# Given request:
Exactly reproduce all the records, keeping pictures out of the copy.
[START Given data]
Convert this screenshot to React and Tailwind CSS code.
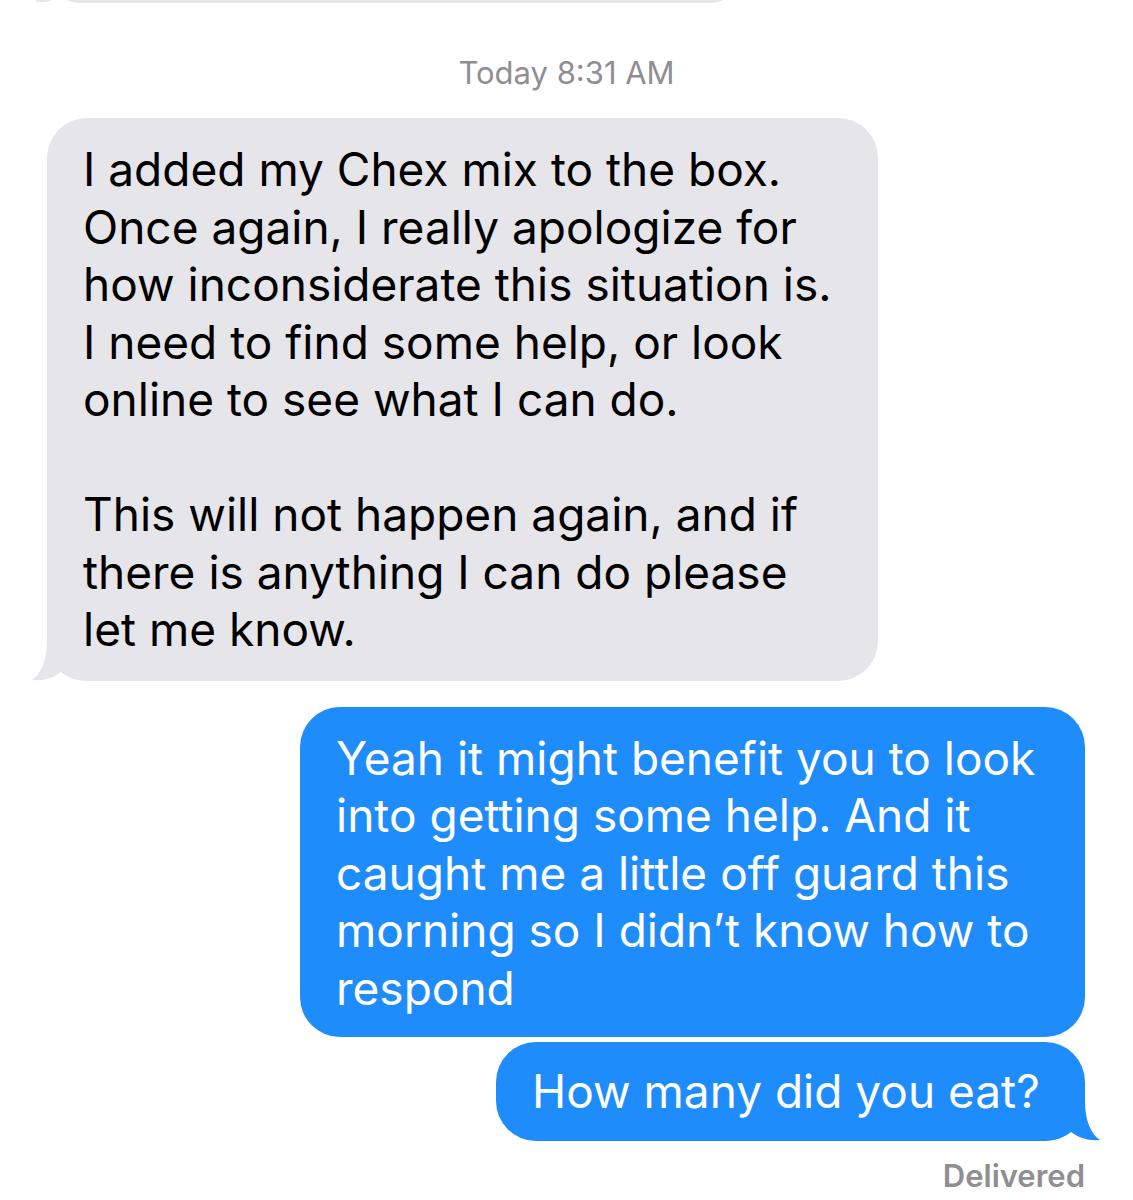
import React from "react";

const font = { fontFamily: "Inter, 'Helvetica Neue', Arial, sans-serif" };

function LeftTail({ color }) {
  return (
    <svg
      className="absolute -left-[16px] bottom-0"
      width="60"
      height="40"
      viewBox="0 0 60 40"
    >
      <path
        d="M16 0 C16 20 10 33 1 39 C12 40 22 37 30 31 C36 36 46 40 60 40 L60 0 Z"
        fill={color}
      />
    </svg>
  );
}

function RightTail({ color }) {
  return (
    <svg
      className="absolute -right-[16px] bottom-0"
      width="60"
      height="40"
      viewBox="0 0 60 40"
    >
      <path
        d="M44 0 C44 20 50 33 59 39 C48 40 38 37 30 31 C24 36 14 40 0 40 L0 0 Z"
        fill={color}
      />
    </svg>
  );
}

function Bubble({ side, tail, children, className = "" }) {
  const mine = side === "right";
  return (
    <div className={`flex ${mine ? "justify-end" : "justify-start"}`}>
      <div
        className={`relative rounded-[40px] px-[36px] text-[46px] leading-[57.5px] ${
          mine ? "bg-[#1f8cfb] text-white" : "bg-[#e5e5ea] text-black"
        } ${className}`}
      >
        {tail && (mine ? <RightTail color="#1f8cfb" /> : <LeftTail color="#e5e5ea" />)}
        <div className="relative">{children}</div>
      </div>
    </div>
  );
}

export default function App() {
  return (
    <div className="w-[1133px] h-[1200px] bg-white overflow-hidden" style={font}>
      {/* bottom of the previous message */}
      <div className="px-[50px]">
        <Bubble side="left" tail className="w-[690px] h-[60px] -mt-[57px]" />
      </div>

      <div className="pt-[52px] text-center text-[31px] leading-[36px] text-[#8e8e93]">
        Today 8:31 AM
      </div>

      <div className="pt-[27px] px-[47px] pr-[48px] flex flex-col">
        <Bubble side="left" tail className="w-[831px] pt-[23px] pb-[22px]">
          I added my Chex mix to the box.
          <br />
          Once again, I really apologize for
          <br />
          how inconsiderate this situation is.
          <br />I need to find some help, or look
          <br />
          online to see what I can do.
          <br />
          <br />
          This will not happen again, and if
          <br />
          there is anything I can do please
          <br />
          let me know.
        </Bubble>

        <div className="h-[26px]" />

        <Bubble side="right" className="w-[785px] pt-[23px] pb-[20px]">
          Yeah it might benefit you to look
          <br />
          into getting some help. And it
          <br />
          caught me a little off guard this
          <br />
          morning so I didn&rsquo;t know how to
          <br />
          respond
        </Bubble>

        <div className="h-[5px]" />

        <Bubble side="right" tail className="w-[589px] pt-[21px] pb-[20px]">
          How many did you eat?
        </Bubble>

        <div className="pt-[17px] text-right text-[31px] leading-[36px] font-semibold text-[#8e8e93]">
          Delivered
        </div>
      </div>
    </div>
  );
}
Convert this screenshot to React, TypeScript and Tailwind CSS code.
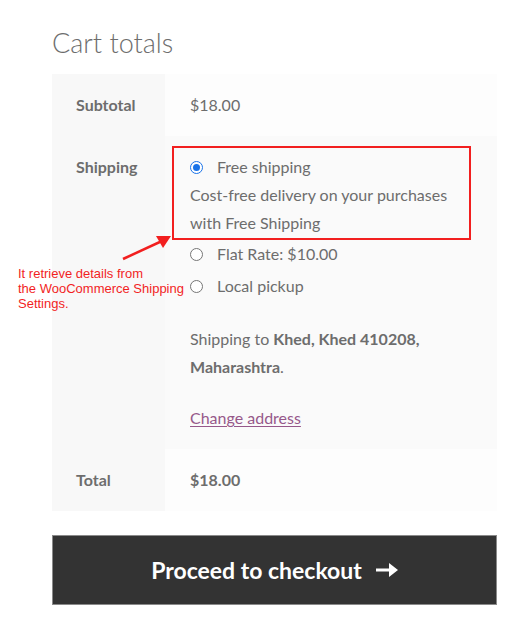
[END Given data]
# Exercise answer:
Convert this screenshot to React and Tailwind CSS code.
import React from "react";

const font = { fontFamily: "Inter, 'Helvetica Neue', Arial, sans-serif" };

function LeftTail({ color }) {
  return (
    <svg
      className="absolute -left-[16px] bottom-0"
      width="60"
      height="40"
      viewBox="0 0 60 40"
    >
      <path
        d="M16 0 C16 20 10 33 1 39 C12 40 22 37 30 31 C36 36 46 40 60 40 L60 0 Z"
        fill={color}
      />
    </svg>
  );
}

function RightTail({ color }) {
  return (
    <svg
      className="absolute -right-[16px] bottom-0"
      width="60"
      height="40"
      viewBox="0 0 60 40"
    >
      <path
        d="M44 0 C44 20 50 33 59 39 C48 40 38 37 30 31 C24 36 14 40 0 40 L0 0 Z"
        fill={color}
      />
    </svg>
  );
}

function Bubble({ side, tail, children, className = "" }) {
  const mine = side === "right";
  return (
    <div className={`flex ${mine ? "justify-end" : "justify-start"}`}>
      <div
        className={`relative rounded-[40px] px-[36px] text-[46px] leading-[57.5px] ${
          mine ? "bg-[#1f8cfb] text-white" : "bg-[#e5e5ea] text-black"
        } ${className}`}
      >
        {tail && (mine ? <RightTail color="#1f8cfb" /> : <LeftTail color="#e5e5ea" />)}
        <div className="relative">{children}</div>
      </div>
    </div>
  );
}

export default function App() {
  return (
    <div className="w-[1133px] h-[1200px] bg-white overflow-hidden" style={font}>
      {/* bottom of the previous message */}
      <div className="px-[50px]">
        <Bubble side="left" tail className="w-[690px] h-[60px] -mt-[57px]" />
      </div>

      <div className="pt-[52px] text-center text-[31px] leading-[36px] text-[#8e8e93]">
        Today 8:31 AM
      </div>

      <div className="pt-[27px] px-[47px] pr-[48px] flex flex-col">
        <Bubble side="left" tail className="w-[831px] pt-[23px] pb-[22px]">
          I added my Chex mix to the box.
          <br />
          Once again, I really apologize for
          <br />
          how inconsiderate this situation is.
          <br />I need to find some help, or look
          <br />
          online to see what I can do.
          <br />
          <br />
          This will not happen again, and if
          <br />
          there is anything I can do please
          <br />
          let me know.
        </Bubble>

        <div className="h-[26px]" />

        <Bubble side="right" className="w-[785px] pt-[23px] pb-[20px]">
          Yeah it might benefit you to look
          <br />
          into getting some help. And it
          <br />
          caught me a little off guard this
          <br />
          morning so I didn&rsquo;t know how to
          <br />
          respond
        </Bubble>

        <div className="h-[5px]" />

        <Bubble side="right" tail className="w-[589px] pt-[21px] pb-[20px]">
          How many did you eat?
        </Bubble>

        <div className="pt-[17px] text-right text-[31px] leading-[36px] font-semibold text-[#8e8e93]">
          Delivered
        </div>
      </div>
    </div>
  );
}
Convert this screenshot to React, TypeScript and Tailwind CSS code.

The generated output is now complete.